Most of these are Spanish language materials published largely in Baja California or in the United States, although many of the histories, guidebooks, and early works on natural history are in English. Some interesting examples in the collection include 1889/90 issues of Periodico Oficial, a government newspaper for the Baja district of Mexico that published legal news and announcements but also included extensive advertising and sales notices; Lower Californian, an English language newspaper published in Ensenada in the late nineteenth century; Coleccion de los principales trabajos ... de los territorios de la Alta y de la Baja California (1827), an important compilation of eight of the earliest works proposing a government for the Californias; Lessepas's De la colonizacion de la Baja California (1859), one of the earliest quantitative summaries of colonization efforts; Report on the Property of the Triunfo Silver Mining and Commercial Company of Lower California (1866), a promotional report describing mining operations and encouraging American development; the Richard Dering Letters, penned in the mid-nineteenth century by a settler of the Lower California Company; and the papers of cartographer and travel writer Howard E. Gulick.
Additional early accounts of Baja explorers and missionaries appear in the department's Hill Collection of Pacific Voyages.

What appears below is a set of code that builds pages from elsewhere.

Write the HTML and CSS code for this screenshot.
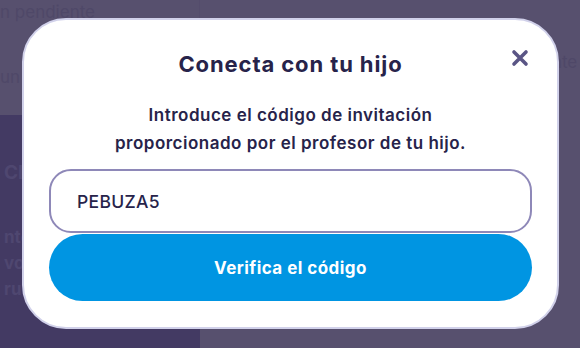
FILE: index.html
```html
<!DOCTYPE html>
<html lang="es">
<head>
<meta charset="utf-8">
<title>Conecta con tu hijo</title>
<link rel="stylesheet" href="styles.css">
</head>
<body>
<div class="page">
  <div class="backdrop">
    <div class="top">
      <div class="top-left">
        <p class="faint l1">n pendiente</p>
        <p class="faint l2">un</p>
      </div>
      <div class="top-right">
        <p class="faint r1">ente</p>
      </div>
    </div>
    <div class="bottom">
      <div class="card">
        <p class="faint c1">Cl</p>
        <p class="faint c2">nte<br>vos<br>ruc</p>
      </div>
      <div class="rest"></div>
    </div>
  </div>

  <div class="modal">
    <button class="close" aria-label="Cerrar">
      <svg width="18" height="18" viewBox="0 0 18 18"><path d="M3 3 L15 15 M15 3 L3 15" stroke="#5a5585" stroke-width="3.6" stroke-linecap="round"/></svg>
    </button>
    <h2 class="title">Conecta con tu hijo</h2>
    <p class="desc">Introduce el código de invitación<br>proporcionado por el profesor de tu hijo.</p>
    <div class="field">PEBUZA5</div>
    <button class="submit">Verifica el código</button>
  </div>
</div>
</body>
</html>
```

FILE: styles.css
```css
* { box-sizing: border-box; }
html, body { margin: 0; padding: 0; }
body {
  width: 580px;
  height: 348px;
  overflow: hidden;
  font-family: Inter, "Open Sans", sans-serif;
  background: #57506e;
}
.page {
  position: relative;
  width: 580px;
  height: 348px;
}
.backdrop {
  display: flex;
  flex-direction: column;
  height: 100%;
}
.top {
  display: flex;
  height: 115px;
  background: #57506e;
}
.top-left {
  width: 200px;
  border-right: 1px solid #544c6c;
}
.top-right { flex: 1; }
.faint {
  margin: 0;
  color: #4f4868;
  font-size: 17px;
}
.l1 { padding-top: 2px; }
.l2 { padding-top: 45px; }
.r1 { padding: 52px 0 0 342px; }
.bottom {
  display: flex;
  flex: 1;
}
.card {
  width: 200px;
  background: #433a63;
  padding: 0 0 0 4px;
}
.c1 { font-weight: 700; font-size: 19px; padding-top: 46px; color: #4f4770; }
.c2 { font-weight: 700; padding-top: 40px; line-height: 26px; color: #4f4770; }
.rest { flex: 1; background: #57506e; }

.modal {
  position: absolute;
  left: 22px;
  top: 18px;
  width: 537px;
  height: 311px;
  background: #fff;
  border: 2px solid #d1d1ea;
  border-radius: 44px;
  padding: 26px 25px 0 25px;
  display: flex;
  flex-direction: column;
  align-items: stretch;
}
.close {
  position: absolute;
  right: 28px;
  top: 29px;
  background: none;
  border: 0;
  padding: 0;
  width: 18px;
  height: 18px;
  display: flex;
}
.title {
  margin: 0;
  text-align: center;
  font-size: 22px;
  font-weight: 700;
  letter-spacing: 0.9px;
  color: #27234a;
  line-height: 36px;
}
.desc {
  margin: 19px 0 0;
  text-align: center;
  font-size: 17px;
  font-weight: 600;
  letter-spacing: 0.5px;
  color: #27234a;
  line-height: 28px;
}
.field {
  margin-top: 12px;
  height: 64px;
  border: 2px solid #8e88b8;
  border-radius: 22px;
  padding: 0 0 0 26px;
  display: flex;
  align-items: center;
  font-size: 17.5px;
  font-weight: 500;
  letter-spacing: 0.3px;
  color: #27234a;
}
.submit {
  margin-top: 1px;
  height: 67px;
  border: 0;
  border-radius: 34px;
  background: #0095e2;
  color: #fff;
  font-family: inherit;
  font-size: 17px;
  font-weight: 700;
  letter-spacing: 0.45px;
}
```
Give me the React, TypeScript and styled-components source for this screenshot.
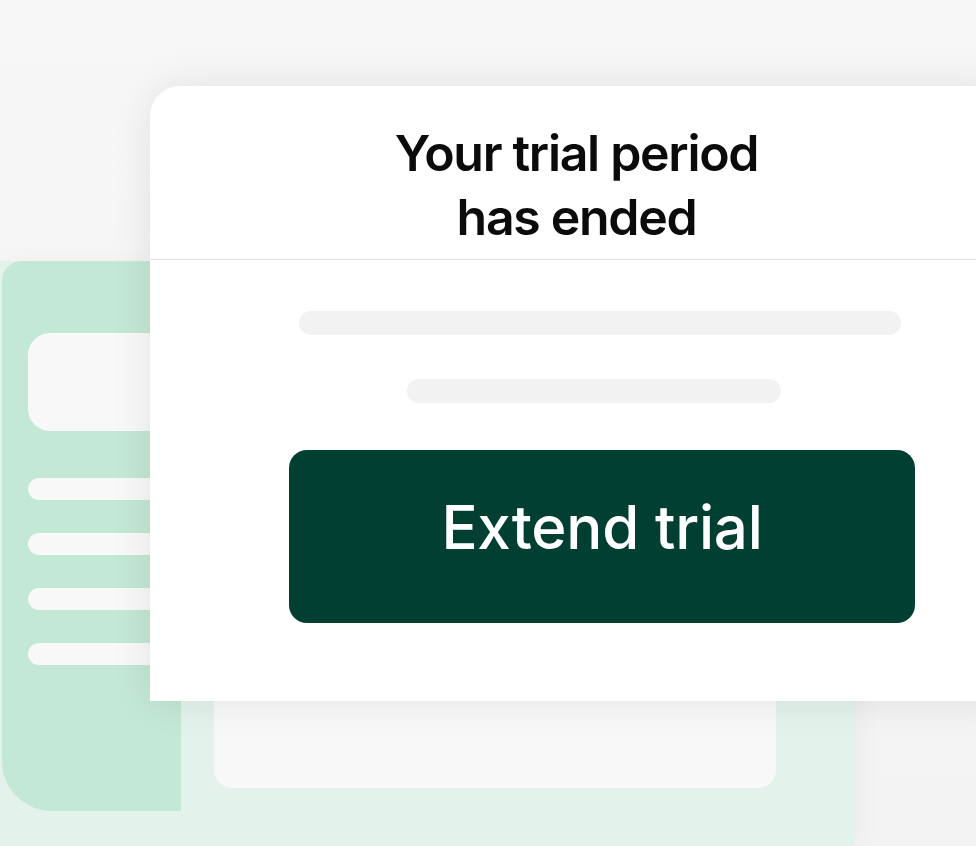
import React from "react";
import styled, { createGlobalStyle } from "styled-components";

const Global = createGlobalStyle`
  html, body { margin: 0; padding: 0; background: #f4f4f4; }
  * { box-sizing: border-box; }
`;

export default function App() {
  return (
    <>
      <Global />
      <Stage>
        {/* app behind the dialog */}
        <BackPanel>
          <Sidebar>
            <Logo />
            <NavLine />
            <NavLine />
            <NavLine />
            <NavLine />
          </Sidebar>
          <ContentCard />
        </BackPanel>

        {/* trial ended dialog */}
        <Modal>
          <Header>
            <Title>
              Your trial period
              <br />
              has ended
            </Title>
          </Header>
          <Body>
            <TextBar $left={149} $width={602} />
            <TextBar $left={257} $width={374} $top={44} />
            <ExtendButton>Extend trial</ExtendButton>
          </Body>
        </Modal>
      </Stage>
    </>
  );
}

const Stage = styled.div`
  position: relative; width: 976px; height: 846px; overflow: hidden;
  padding-top: 261px;
  background: linear-gradient(180deg, #f7f7f7 0%, #f3f3f3 100%);
`;

const BackPanel = styled.div`
  display: flex; align-items: flex-start;
  width: 855px; height: 585px; background: #e3f3ec;
  box-shadow: 6px 0 24px rgba(0,0,0,0.03);
`;
const Sidebar = styled.div`
  display: flex; flex-direction: column; gap: 33px;
  width: 179px; height: 550px; margin-left: 2px;
  padding: 72px 0 0 26px;
  background: #c3e8d5; border-radius: 20px 0 0 50px;
`;
const Logo = styled.div`
  width: 150px; height: 98px; border-radius: 22px; background: #f8f8f8;
  margin-bottom: 14px;
`;
const NavLine = styled.div`
  width: 150px; height: 22px; border-radius: 11px; background: #f8f8f8;
`;
const ContentCard = styled.div`
  width: 562px; height: 127px; margin: 400px 0 0 33px;
  border-radius: 18px; background: #f8f8f8;
`;

const Modal = styled.div`
  position: absolute; top: 86px; left: 150px;
  width: 853px; height: 615px; background: #fff;
  border-radius: 30px 0 0 0;
  box-shadow: 0 0 40px rgba(0,0,0,0.09);
  display: flex; flex-direction: column;
`;
const Header = styled.div`
  height: 174px; border-bottom: 1px solid #e4e4e4;
  display: flex; justify-content: center;
  padding-top: 35px;
`;
const Title = styled.h1`
  margin: 0; text-align: center;
  font-family: Inter, "Liberation Sans", sans-serif;
  font-weight: 600; font-size: 50px; line-height: 64px; letter-spacing: -1.3px;
  color: #0b0b0b;
`;
const Body = styled.div`
  display: flex; flex-direction: column; align-items: flex-start;
  padding-top: 51px;
`;
const TextBar = styled.div<{ $left: number; $width: number; $top?: number }>`
  margin-left: ${p => p.$left}px; margin-top: ${p => p.$top ?? 0}px;
  width: ${p => p.$width}px; height: 24px; border-radius: 12px; background: #f2f2f2;
`;
const ExtendButton = styled.button`
  margin: 47px 0 0 139px; width: 626px; height: 173px;
  border: none; border-radius: 18px; background: #013f33; color: #fff;
  font-family: Inter, "Liberation Sans", sans-serif;
  font-weight: 500; font-size: 60px; letter-spacing: -0.2px;
  padding-bottom: 20px;
`;
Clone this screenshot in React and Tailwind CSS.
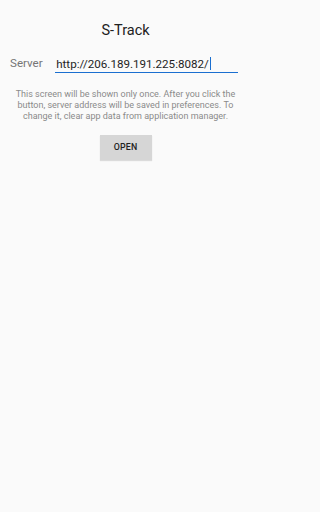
export default function App() {
  return (
    <div className="min-h-screen w-full bg-[#fafafa]">
      <div
        className="w-[251px] flex flex-col items-center"
        style={{ fontFamily: 'Roboto, "Liberation Sans", sans-serif' }}
      >
        <h1 className="mt-[22px] text-[14.5px] leading-[17px] text-[#212121]">S-Track</h1>

        <div className="mt-[17px] w-full flex items-end pl-[10px] pr-[13px]">
          <span className="text-[11.6px] leading-[14px] text-[#757575] pb-[2.5px]">Server</span>
          <div className="ml-[12px] flex-1 border-b-[1.5px] border-[#1a6fd0] pb-[1px] pl-[1.5px] flex items-center">
            <span className="text-[11.6px] leading-[14px] text-[#1e1e1e]">http://206.189.191.225:8082/</span>
            <span className="ml-[1px] w-[1px] h-[13px] bg-[#1a6fd0]" />
          </div>
        </div>

        <p className="mt-[16px] px-[13px] text-center text-[9px] leading-[11.4px] text-[#8a8a8a]">
          This screen will be shown only once. After you click the button, server address will be saved in preferences. To change it, clear app data from application manager.
        </p>

        <button className="mt-[12px] w-[52px] h-[25px] bg-[#d6d6d6] text-[8.8px] font-medium text-[#222222] tracking-[0.2px] shadow-[0_1px_1px_rgba(0,0,0,0.12)]">
          OPEN
        </button>
      </div>
    </div>
  );
}
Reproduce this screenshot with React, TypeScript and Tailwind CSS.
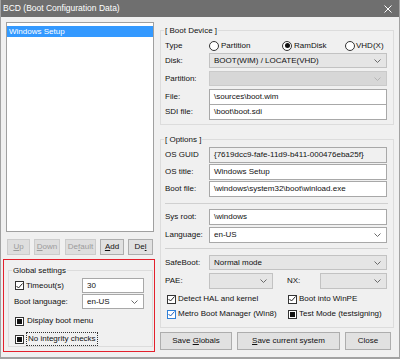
import type { ReactNode } from 'react';

type Tone = 'white' | 'gray' | 'off';

function Chevron({ light }: { light?: boolean }) {
  return (
    <svg width="7" height="4" viewBox="0 0 7 4" className="shrink-0">
      <polyline points="0.5,0.5 3.5,3.5 6.5,0.5" fill="none" stroke={light ? '#b4b4b4' : '#6a6a6a'} strokeWidth="1" />
    </svg>
  );
}

function Combo({ text, tone, className }: { text?: string; tone: Tone; className: string }) {
  const look =
    tone === 'white'
      ? 'bg-white border-[#a8a8a8]'
      : tone === 'gray'
      ? 'bg-[#e5e5e5] border-[#c2c2c2]'
      : 'bg-[#d7d7d7] border-[#cacaca]';
  return (
    <div className={`flex items-center justify-between border pl-[4px] pr-[5px] ${look} ${className}`}>
      <span className="truncate">{text}</span>
      <Chevron light={tone === 'off'} />
    </div>
  );
}

function Field({ text, className, readOnly }: { text: string; className: string; readOnly?: boolean }) {
  return (
    <div className={`flex items-center border border-[#a8a8a8] pl-[4px] ${readOnly ? 'bg-[#f0f0f0]' : 'bg-white'} ${className}`}>
      {text}
    </div>
  );
}

function Check({ state, blue }: { state: 'on' | 'off' | 'mixed'; blue?: boolean }) {
  return (
    <span
      className={`flex h-[9px] w-[9px] shrink-0 items-center justify-center border bg-white ${
        blue ? 'border-[#2f80d8]' : 'border-[#333333]'
      }`}
    >
      {state === 'on' && (
        <svg width="7" height="6" viewBox="0 0 7 6">
          <polyline points="0.5,3 2.5,5 6.5,0.5" fill="none" stroke={blue ? '#1d5fbf' : '#222222'} strokeWidth="1" />
        </svg>
      )}
      {state === 'mixed' && <span className="h-[5px] w-[5px] bg-[#111111]" />}
    </span>
  );
}

function Radio({ on }: { on?: boolean }) {
  return (
    <span className="flex h-[10px] w-[10px] shrink-0 items-center justify-center rounded-full border border-[#333333] bg-white">
      {on && <span className="h-[5px] w-[5px] rounded-full bg-[#111111]" />}
    </span>
  );
}

function Group({ title, className, children }: { title: string; className: string; children: ReactNode }) {
  return (
    <div className={`relative flex flex-col border border-[#dcdcdc] ${className}`}>
      <span className="absolute -top-[5px] left-[3px] bg-[#f0f0f0] px-[1px] leading-[9px]">{title}</span>
      {children}
    </div>
  );
}

function Btn({ children, off, className }: { children: ReactNode; off?: boolean; className: string }) {
  return (
    <div
      className={`flex items-center justify-center border ${
        off ? 'border-[#cccccc] bg-[#dedede] text-[#9c9c9c]' : 'border-[#adadad] bg-[#e1e1e1]'
      } ${className}`}
    >
      <span>{children}</span>
    </div>
  );
}

function Label({ children }: { children: ReactNode }) {
  return <span className="w-[44px] shrink-0">{children}</span>;
}

export default function App() {
  return (
    <div className="flex h-[359px] w-[400px] flex-col overflow-hidden border-x border-b-2 border-[#a2a2a2] bg-[#f0f0f0] font-['Liberation_Sans',Arial,sans-serif] text-[8px] leading-none text-[#111111]">
      {/* Title bar */}
      <div className="flex h-[17px] shrink-0 items-center justify-between bg-[#6f6f6f] pl-[2px] pr-[7px] text-[8.5px] text-white">
        <span>BCD (Boot Configuration Data)</span>
        <svg width="8" height="8" viewBox="0 0 8 8">
          <path d="M0.5 0.5 L7.5 7.5 M7.5 0.5 L0.5 7.5" stroke="#ffffff" strokeWidth="1" />
        </svg>
      </div>

      <div className="flex flex-1">
        {/* Left column */}
        <div className="ml-[2px] flex w-[152px] flex-col">
          <div className="ml-[3px] mt-[5px] h-[210px] w-[148px] border border-[#a0a0a0] bg-white pt-[3px]">
            <div className="flex h-[11px] items-center bg-[#3399ff] pl-[2px] text-white">Windows Setup</div>
          </div>

          <div className="ml-[4px] mt-[7px] flex h-[16px]">
            <Btn off className="w-[23px]">
              <u>U</u>p
            </Btn>
            <Btn off className="ml-[4px] w-[26px]">
              <u>D</u>own
            </Btn>
            <Btn off className="ml-[5px] w-[31px]">
              De<u>f</u>ault
            </Btn>
            <Btn className="ml-[4px] w-[24px]">
              <u>A</u>dd
            </Btn>
            <Btn className="ml-[4px] w-[25px]">
              De<u>l</u>
            </Btn>
          </div>

          <div className="mt-[4px] flex h-[93px] w-[152px] flex-col border border-[#e3202c]">
            <Group title="Global settings" className="ml-[4px] mt-[10px] h-[77px] w-[145px]">
              <div className="mt-[7px] flex h-[15px] items-center pl-[6px]">
                <div className="flex w-[67px] items-center gap-[2px]">
                  <Check state="on" />
                  <span>Timeout(s)</span>
                </div>
                <Field text="30" className="h-[15px] w-[62px]" />
              </div>
              <div className="mt-[1px] flex h-[15px] items-center pl-[5px]">
                <span className="w-[68px] shrink-0">Boot language:</span>
                <Combo text="en-US" tone="white" className="h-[15px] w-[62px]" />
              </div>
              <div className="mt-[6px] flex h-[12px] items-center gap-[3px] pl-[6px]">
                <Check state="mixed" />
                <span>Display boot menu</span>
              </div>
              <div className="mt-[6px] flex h-[12px] items-center gap-[2px] pl-[6px]">
                <Check state="mixed" />
                <span className="border border-dotted border-[#333333] px-[1px] py-[2px]">No integrity checks</span>
              </div>
            </Group>
          </div>
        </div>

        {/* Right column */}
        <div className="ml-[5px] flex w-[234px] flex-col">
          <Group title="[ Boot Device ]" className="mt-[13px] h-[95px] pl-[4px]">
            <div className="mt-[7px] flex h-[15px] items-center">
              <Label>Type</Label>
              <div className="flex w-[73px] items-center gap-[2px]">
                <Radio />
                <span>Partition</span>
              </div>
              <div className="flex w-[63px] items-center gap-[2px]">
                <Radio on />
                <span>RamDisk</span>
              </div>
              <div className="flex items-center gap-[1px]">
                <Radio />
                <span>VHD(X)</span>
              </div>
            </div>
            <div className="flex h-[15px] items-center">
              <Label>Disk:</Label>
              <Combo text="BOOT(WIM) / LOCATE(VHD)" tone="gray" className="h-[15px] w-[178px]" />
            </div>
            <div className="mt-[3px] flex h-[15px] items-center">
              <Label>Partition:</Label>
              <Combo tone="off" className="h-[15px] w-[178px]" />
            </div>
            <div className="mt-[3px] flex h-[16px] items-center">
              <Label>File:</Label>
              <Field text="\sources\boot.wim" className="h-[16px] w-[178px]" />
            </div>
            <div className="-mt-px flex h-[16px] items-center">
              <Label>SDI file:</Label>
              <Field text="\boot\boot.sdi" className="h-[16px] w-[178px]" />
            </div>
          </Group>

          <Group title="[ Options ]" className="mt-[14px] h-[189px] pl-[4px]">
            <div className="mt-[7px] flex h-[16px] items-center">
              <Label>OS GUID</Label>
              <Field readOnly text="{7619dcc9-fafe-11d9-b411-000476eba25f}" className="h-[16px] w-[178px]" />
            </div>
            <div className="mt-[1px] flex h-[16px] items-center">
              <Label>OS title:</Label>
              <Field text="Windows Setup" className="h-[16px] w-[178px]" />
            </div>
            <div className="mt-[1px] flex h-[16px] items-center">
              <Label>Boot file:</Label>
              <Field text="\windows\system32\boot\winload.exe" className="h-[16px] w-[178px]" />
            </div>
            <div className="mr-[5px] mt-[6px] h-px bg-[#d0d0d0]" />
            <div className="mt-[5px] flex h-[16px] items-center">
              <Label>Sys root:</Label>
              <Field text="\windows" className="h-[16px] w-[178px]" />
            </div>
            <div className="mt-[2px] flex h-[16px] items-center">
              <Label>Language:</Label>
              <Combo text="en-US" tone="white" className="h-[16px] w-[178px]" />
            </div>
            <div className="mr-[5px] mt-[5px] h-px bg-[#d0d0d0]" />
            <div className="mt-[6px] flex h-[15px] items-center">
              <Label>SafeBoot:</Label>
              <Combo text="Normal mode" tone="gray" className="h-[15px] w-[178px]" />
            </div>
            <div className="mt-[3px] flex h-[16px] items-center">
              <Label>PAE:</Label>
              <Combo tone="gray" className="h-[16px] w-[64px]" />
              <span className="ml-[14px] w-[33px]">NX:</span>
              <Combo tone="gray" className="h-[16px] w-[67px]" />
            </div>
            <div className="ml-[2px] mt-[4px] flex h-[12px] items-center">
              <div className="flex w-[121px] items-center gap-[2px]">
                <Check state="on" />
                <span>Detect HAL and kernel</span>
              </div>
              <div className="flex items-center gap-[2px]">
                <Check state="on" />
                <span>Boot into WinPE</span>
              </div>
            </div>
            <div className="ml-[2px] mt-[3px] flex h-[12px] items-center">
              <div className="flex w-[121px] items-center gap-[2px]">
                <Check state="on" blue />
                <span>Metro Boot Manager (Win8)</span>
              </div>
              <div className="flex items-center gap-[2px]">
                <Check state="mixed" />
                <span>Test Mode (testsigning)</span>
              </div>
            </div>
          </Group>

          <div className="mt-[4px] flex h-[18px]">
            <Btn className="w-[72px]">
              Save <u>G</u>lobals
            </Btn>
            <Btn className="ml-[5px] w-[103px]">
              <u>S</u>ave current system
            </Btn>
            <Btn className="ml-[5px] w-[46px]">Close</Btn>
          </div>
        </div>
      </div>
    </div>
  );
}
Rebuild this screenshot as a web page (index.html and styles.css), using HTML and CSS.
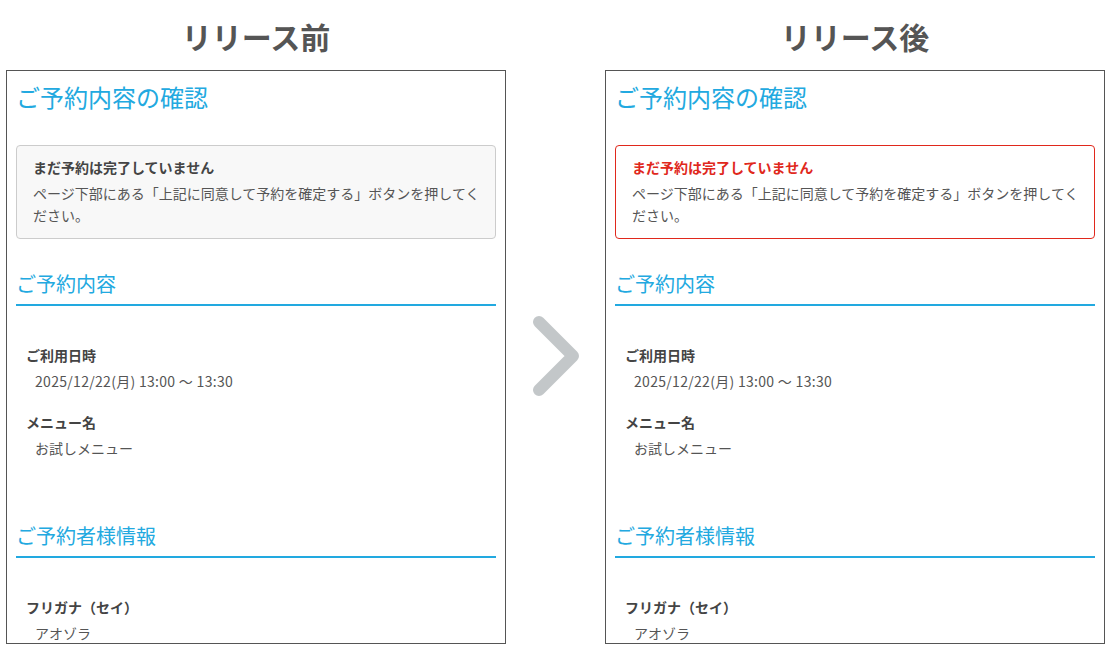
FILE: index.html
```html
<!DOCTYPE html>
<html lang="ja">
<head>
<meta charset="utf-8">
<link rel="stylesheet" href="styles.css">
</head>
<body>
<div class="compare">
  <section class="column">
    <h1 class="col-title">リリース前</h1>
    <div class="panel">
      <h2 class="page-title">ご予約内容の確認</h2>
      <div class="notice">
        <p class="notice-title">まだ予約は完了していません</p>
        <p class="notice-text">ページ下部にある「上記に同意して予約を確定する」ボタンを押してください。</p>
      </div>
      <h3 class="sec-title">ご予約内容</h3>
      <dl class="fields">
        <dt>ご利用日時</dt>
        <dd class="num">2025/12/22(月) 13:00 〜 13:30</dd>
        <dt>メニュー名</dt>
        <dd>お試しメニュー</dd>
      </dl>
      <h3 class="sec-title sec-second">ご予約者様情報</h3>
      <dl class="fields">
        <dt>フリガナ（セイ）</dt>
        <dd>アオゾラ</dd>
      </dl>
    </div>
  </section>
  <div class="arrow">
    <svg width="60" height="92" viewBox="0 0 60 92"><path d="M16 12 L50 46 L16 80" fill="none" stroke="#c3c7c9" stroke-width="12" stroke-linecap="round" stroke-linejoin="round"/></svg>
  </div>
  <section class="column">
    <h1 class="col-title">リリース後</h1>
    <div class="panel">
      <h2 class="page-title">ご予約内容の確認</h2>
      <div class="notice notice-alert">
        <p class="notice-title">まだ予約は完了していません</p>
        <p class="notice-text">ページ下部にある「上記に同意して予約を確定する」ボタンを押してください。</p>
      </div>
      <h3 class="sec-title">ご予約内容</h3>
      <dl class="fields">
        <dt>ご利用日時</dt>
        <dd class="num">2025/12/22(月) 13:00 〜 13:30</dd>
        <dt>メニュー名</dt>
        <dd>お試しメニュー</dd>
      </dl>
      <h3 class="sec-title sec-second">ご予約者様情報</h3>
      <dl class="fields">
        <dt>フリガナ（セイ）</dt>
        <dd>アオゾラ</dd>
      </dl>
    </div>
  </section>
</div>
</body>
</html>
```
FILE: styles.css
```css
* { box-sizing: border-box; }
html, body { margin: 0; padding: 0; background: #fff; }
body {
  font-family: "Noto Sans CJK JP", "Noto Sans", sans-serif;
  color: #555;
  width: 1114px;
  height: 653px;
  overflow: hidden;
}
.compare {
  display: flex;
  align-items: flex-start;
  padding-left: 6px;
}
.column {
  width: 500px;
  display: flex;
  flex-direction: column;
}
.col-title {
  margin: 0;
  height: 70px;
  padding-top: 16px;
  font-size: 30px;
  line-height: 40px;
  font-weight: bold;
  text-align: center;
  color: #555;
}
.panel {
  border: 1px solid #555;
  height: 574px;
  padding: 0 9px;
  overflow: hidden;
}
.page-title {
  margin: 0;
  padding-top: 11px;
  font-size: 24px;
  line-height: 30px;
  font-weight: normal;
  color: #22a9e0;
}
.notice {
  margin-top: 33px;
  border: 1px solid #ccc;
  border-radius: 4px;
  background: #f8f8f8;
  padding: 9px 12px 12px 16px;
}
.notice p { margin: 0; }
.notice-title {
  font-size: 14px;
  font-weight: bold;
  line-height: 24px;
  color: #444;
}
.notice .notice-text {
  margin-top: 3px;
  font-size: 14px;
  line-height: 22px;
  color: #555;
}
.notice-alert {
  background: #fff;
  border-color: #e0281c;
}
.notice-alert .notice-title { color: #e0281c; }
.sec-title {
  margin: 30px 0 0;
  font-size: 20px;
  line-height: 30px;
  font-weight: normal;
  color: #22a9e0;
  padding-bottom: 5px;
  border-bottom: 2px solid #22a9e0;
}
.sec-second { margin-top: 62px; }
.fields {
  margin: 38px 0 0;
  padding-left: 10px;
}
.fields dt {
  font-size: 14px;
  font-weight: bold;
  line-height: 22px;
  color: #444;
}
.fields dd {
  margin: 4px 0 0 9px;
  font-size: 14px;
  line-height: 22px;
  color: #555;
}
.fields .num { letter-spacing: 0.3px; }
.fields dd + dt { margin-top: 19px; }
.arrow {
  width: 99px;
  height: 653px;
  padding-top: 310px;
  padding-left: 17px;
}
.arrow svg { display: block; }
```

Complimentary materials on marine science are held by UCSD's Scripps Institution of Oceanography. The UCSD International Relations/Pacific Studies Library gathers contemporary documents about Baja California business and trade.
Bibliographic access to these materials is provided through ROGER WEB and MELVYL, the UCSD Libraries and UC-wide online library catalogs. Finding aids for Baja California manuscripts are also available online.